COLLECTED DATA:
--------

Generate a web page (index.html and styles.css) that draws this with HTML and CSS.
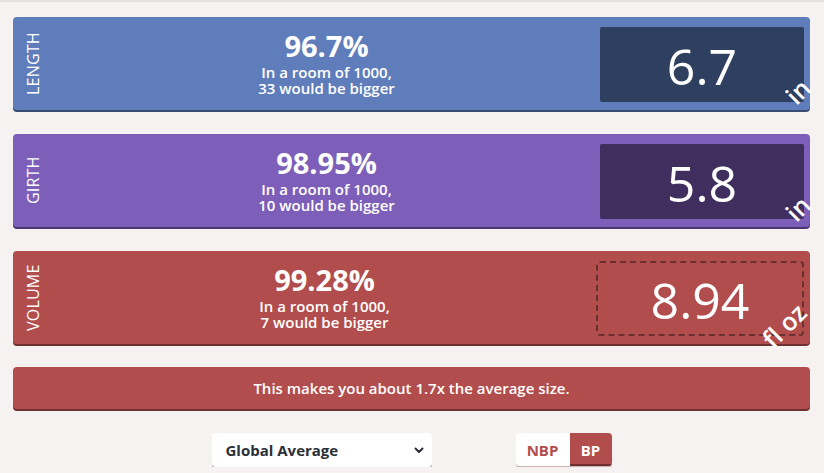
FILE: index.html
```html
<!DOCTYPE html>
<html>
<head>
  <title>Size Results</title>
  <link rel="stylesheet" href="styles.css">
</head>
<body>
  <div class="results">
    <div class="stat stat-length">
      <div class="stat-label">LENGTH</div>
      <div class="stat-info">
        <div class="stat-pct">96.7%</div>
        <div class="stat-room">In a room of 1000,</div>
        <div class="stat-room">33 would be bigger</div>
      </div>
      <div class="stat-value">
        <span class="stat-num">6.7</span>
        <span class="stat-unit">in</span>
      </div>
    </div>

    <div class="stat stat-girth">
      <div class="stat-label">GIRTH</div>
      <div class="stat-info">
        <div class="stat-pct">98.95%</div>
        <div class="stat-room">In a room of 1000,</div>
        <div class="stat-room">10 would be bigger</div>
      </div>
      <div class="stat-value">
        <span class="stat-num">5.8</span>
        <span class="stat-unit">in</span>
      </div>
    </div>

    <div class="stat stat-volume">
      <div class="stat-label">VOLUME</div>
      <div class="stat-info">
        <div class="stat-pct">99.28%</div>
        <div class="stat-room">In a room of 1000,</div>
        <div class="stat-room">7 would be bigger</div>
      </div>
      <div class="stat-value">
        <span class="stat-num">8.94</span>
        <span class="stat-unit">fl oz</span>
      </div>
    </div>

    <div class="summary">This makes you about 1.7x the average size.</div>

    <div class="controls">
      <div class="select-wrap">
        <select id="dataset" name="dataset">
          <option>Global Average</option>
          <option>North America</option>
          <option>Europe</option>
        </select>
        <svg class="chevron" width="10" height="7" viewBox="0 0 10 7">
          <path d="M1.5 1.5 L5 5 L8.5 1.5" fill="none" stroke="#2b2f36" stroke-width="2" stroke-linecap="round" stroke-linejoin="round"/>
        </svg>
      </div>
      <div class="toggle">
        <button type="button" class="toggle-btn">NBP</button>
        <button type="button" class="toggle-btn active">BP</button>
      </div>
    </div>
  </div>
</body>
</html>
```

FILE: styles.css
```css
body {
  margin: 0;
  background-color: #f5f2f1;
  border-top: 2px solid #e3e1e0;
  font-family: "Open Sans", "Noto Sans", sans-serif;
  color: white;
}
.results {
  padding: 15px 14px 0 13px;
}
.stat {
  display: flex;
  height: 93px;
  margin-bottom: 24px;
  border-radius: 4px;
}
.stat-length {
  background-color: #5f7dba;
  box-shadow: 0 2px 0 #3a4c72;
}
.stat-girth {
  background-color: #7d5eb9;
  box-shadow: 0 2px 0 #4b3670;
}
.stat-volume {
  background-color: #b24d4d;
  box-shadow: 0 2px 0 #6e3030;
}
.stat-label {
  width: 40px;
  display: flex;
  align-items: center;
  justify-content: center;
  writing-mode: vertical-rl;
  transform: rotate(180deg);
  font-size: 16px;
  letter-spacing: 0.2px;
}
.stat-info {
  flex: 1;
  display: flex;
  flex-direction: column;
  align-items: center;
  justify-content: center;
  text-align: center;
  padding-bottom: 4px;
}
.stat-pct {
  font-size: 29px;
  font-weight: bold;
  line-height: 36px;
}
.stat-room {
  font-size: 15px;
  font-weight: 600;
  line-height: 16px;
}
.stat-value {
  position: relative;
  width: 204px;
  margin: 10px 6px 8px 0;
  display: flex;
  align-items: center;
  justify-content: center;
  border-radius: 2px;
}
.stat-length .stat-value {
  background-color: #2f3f5f;
}
.stat-girth .stat-value {
  background-color: #402f5e;
}
.stat-volume .stat-value {
  border: 2px dashed #6a2f2f;
  border-radius: 4px;
}
.stat-num {
  font-size: 50px;
  line-height: 1;
  padding-top: 2px;
}
.stat-unit {
  position: absolute;
  right: -5px;
  bottom: 1px;
  font-size: 25px;
  font-weight: 600;
  line-height: 20px;
  transform: rotate(-45deg);
}
.stat-volume .stat-unit {
  right: -7px;
  bottom: -1px;
}
.summary {
  height: 42px;
  margin-top: -1px;
  display: flex;
  align-items: center;
  justify-content: center;
  background-color: #b24d4d;
  box-shadow: 0 2px 0 #6e3030;
  border-radius: 4px;
  font-size: 15px;
  font-weight: 600;
}
.controls {
  display: flex;
  justify-content: center;
  gap: 84px;
  margin-top: 24px;
}
.select-wrap {
  position: relative;
}
select {
  appearance: none;
  width: 220px;
  height: 34px;
  padding: 0 14px;
  border: none;
  border-radius: 4px;
  background-color: white;
  box-shadow: 0 2px 0 #b3a9a8;
  font-family: "Open Sans", "Noto Sans", sans-serif;
  font-size: 15px;
  font-weight: bold;
  color: #2b2f36;
}
.chevron {
  position: absolute;
  right: 8px;
  top: 14px;
  pointer-events: none;
}
.toggle {
  display: flex;
  height: 33px;
  border-radius: 4px;
  overflow: hidden;
  box-shadow: 0 2px 0 #c9b2b2;
}
.toggle-btn {
  border: none;
  padding: 0;
  background-color: white;
  color: #b24d4d;
  font-family: "Open Sans", "Noto Sans", sans-serif;
  font-size: 15px;
  font-weight: bold;
  width: 54px;
  cursor: pointer;
}
.toggle-btn.active {
  width: 42px;
  background-color: #b24d4d;
  color: white;
  box-shadow: inset 0 -2px 0 #6e3030;
}
```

--------

DIRECTIONS FOR THIS TASK: Return each line from the material above exactly, but not the pictures.

RESPONSE TO THE TASK:
Generate a web page (index.html and styles.css) that draws this with HTML and CSS.
FILE: index.html
```html
<!DOCTYPE html>
<html>
<head>
  <title>Size Results</title>
  <link rel="stylesheet" href="styles.css">
</head>
<body>
  <div class="results">
    <div class="stat stat-length">
      <div class="stat-label">LENGTH</div>
      <div class="stat-info">
        <div class="stat-pct">96.7%</div>
        <div class="stat-room">In a room of 1000,</div>
        <div class="stat-room">33 would be bigger</div>
      </div>
      <div class="stat-value">
        <span class="stat-num">6.7</span>
        <span class="stat-unit">in</span>
      </div>
    </div>

    <div class="stat stat-girth">
      <div class="stat-label">GIRTH</div>
      <div class="stat-info">
        <div class="stat-pct">98.95%</div>
        <div class="stat-room">In a room of 1000,</div>
        <div class="stat-room">10 would be bigger</div>
      </div>
      <div class="stat-value">
        <span class="stat-num">5.8</span>
        <span class="stat-unit">in</span>
      </div>
    </div>

    <div class="stat stat-volume">
      <div class="stat-label">VOLUME</div>
      <div class="stat-info">
        <div class="stat-pct">99.28%</div>
        <div class="stat-room">In a room of 1000,</div>
        <div class="stat-room">7 would be bigger</div>
      </div>
      <div class="stat-value">
        <span class="stat-num">8.94</span>
        <span class="stat-unit">fl oz</span>
      </div>
    </div>

    <div class="summary">This makes you about 1.7x the average size.</div>

    <div class="controls">
      <div class="select-wrap">
        <select id="dataset" name="dataset">
          <option>Global Average</option>
          <option>North America</option>
          <option>Europe</option>
        </select>
        <svg class="chevron" width="10" height="7" viewBox="0 0 10 7">
          <path d="M1.5 1.5 L5 5 L8.5 1.5" fill="none" stroke="#2b2f36" stroke-width="2" stroke-linecap="round" stroke-linejoin="round"/>
        </svg>
      </div>
      <div class="toggle">
        <button type="button" class="toggle-btn">NBP</button>
        <button type="button" class="toggle-btn active">BP</button>
      </div>
    </div>
  </div>
</body>
</html>
```

FILE: styles.css
```css
body {
  margin: 0;
  background-color: #f5f2f1;
  border-top: 2px solid #e3e1e0;
  font-family: "Open Sans", "Noto Sans", sans-serif;
  color: white;
}
.results {
  padding: 15px 14px 0 13px;
}
.stat {
  display: flex;
  height: 93px;
  margin-bottom: 24px;
  border-radius: 4px;
}
.stat-length {
  background-color: #5f7dba;
  box-shadow: 0 2px 0 #3a4c72;
}
.stat-girth {
  background-color: #7d5eb9;
  box-shadow: 0 2px 0 #4b3670;
}
.stat-volume {
  background-color: #b24d4d;
  box-shadow: 0 2px 0 #6e3030;
}
.stat-label {
  width: 40px;
  display: flex;
  align-items: center;
  justify-content: center;
  writing-mode: vertical-rl;
  transform: rotate(180deg);
  font-size: 16px;
  letter-spacing: 0.2px;
}
.stat-info {
  flex: 1;
  display: flex;
  flex-direction: column;
  align-items: center;
  justify-content: center;
  text-align: center;
  padding-bottom: 4px;
}
.stat-pct {
  font-size: 29px;
  font-weight: bold;
  line-height: 36px;
}
.stat-room {
  font-size: 15px;
  font-weight: 600;
  line-height: 16px;
}
.stat-value {
  position: relative;
  width: 204px;
  margin: 10px 6px 8px 0;
  display: flex;
  align-items: center;
  justify-content: center;
  border-radius: 2px;
}
.stat-length .stat-value {
  background-color: #2f3f5f;
}
.stat-girth .stat-value {
  background-color: #402f5e;
}
.stat-volume .stat-value {
  border: 2px dashed #6a2f2f;
  border-radius: 4px;
}
.stat-num {
  font-size: 50px;
  line-height: 1;
  padding-top: 2px;
}
.stat-unit {
  position: absolute;
  right: -5px;
  bottom: 1px;
  font-size: 25px;
  font-weight: 600;
  line-height: 20px;
  transform: rotate(-45deg);
}
.stat-volume .stat-unit {
  right: -7px;
  bottom: -1px;
}
.summary {
  height: 42px;
  margin-top: -1px;
  display: flex;
  align-items: center;
  justify-content: center;
  background-color: #b24d4d;
  box-shadow: 0 2px 0 #6e3030;
  border-radius: 4px;
  font-size: 15px;
  font-weight: 600;
}
.controls {
  display: flex;
  justify-content: center;
  gap: 84px;
  margin-top: 24px;
}
.select-wrap {
  position: relative;
}
select {
  appearance: none;
  width: 220px;
  height: 34px;
  padding: 0 14px;
  border: none;
  border-radius: 4px;
  background-color: white;
  box-shadow: 0 2px 0 #b3a9a8;
  font-family: "Open Sans", "Noto Sans", sans-serif;
  font-size: 15px;
  font-weight: bold;
  color: #2b2f36;
}
.chevron {
  position: absolute;
  right: 8px;
  top: 14px;
  pointer-events: none;
}
.toggle {
  display: flex;
  height: 33px;
  border-radius: 4px;
  overflow: hidden;
  box-shadow: 0 2px 0 #c9b2b2;
}
.toggle-btn {
  border: none;
  padding: 0;
  background-color: white;
  color: #b24d4d;
  font-family: "Open Sans", "Noto Sans", sans-serif;
  font-size: 15px;
  font-weight: bold;
  width: 54px;
  cursor: pointer;
}
.toggle-btn.active {
  width: 42px;
  background-color: #b24d4d;
  color: white;
  box-shadow: inset 0 -2px 0 #6e3030;
}
```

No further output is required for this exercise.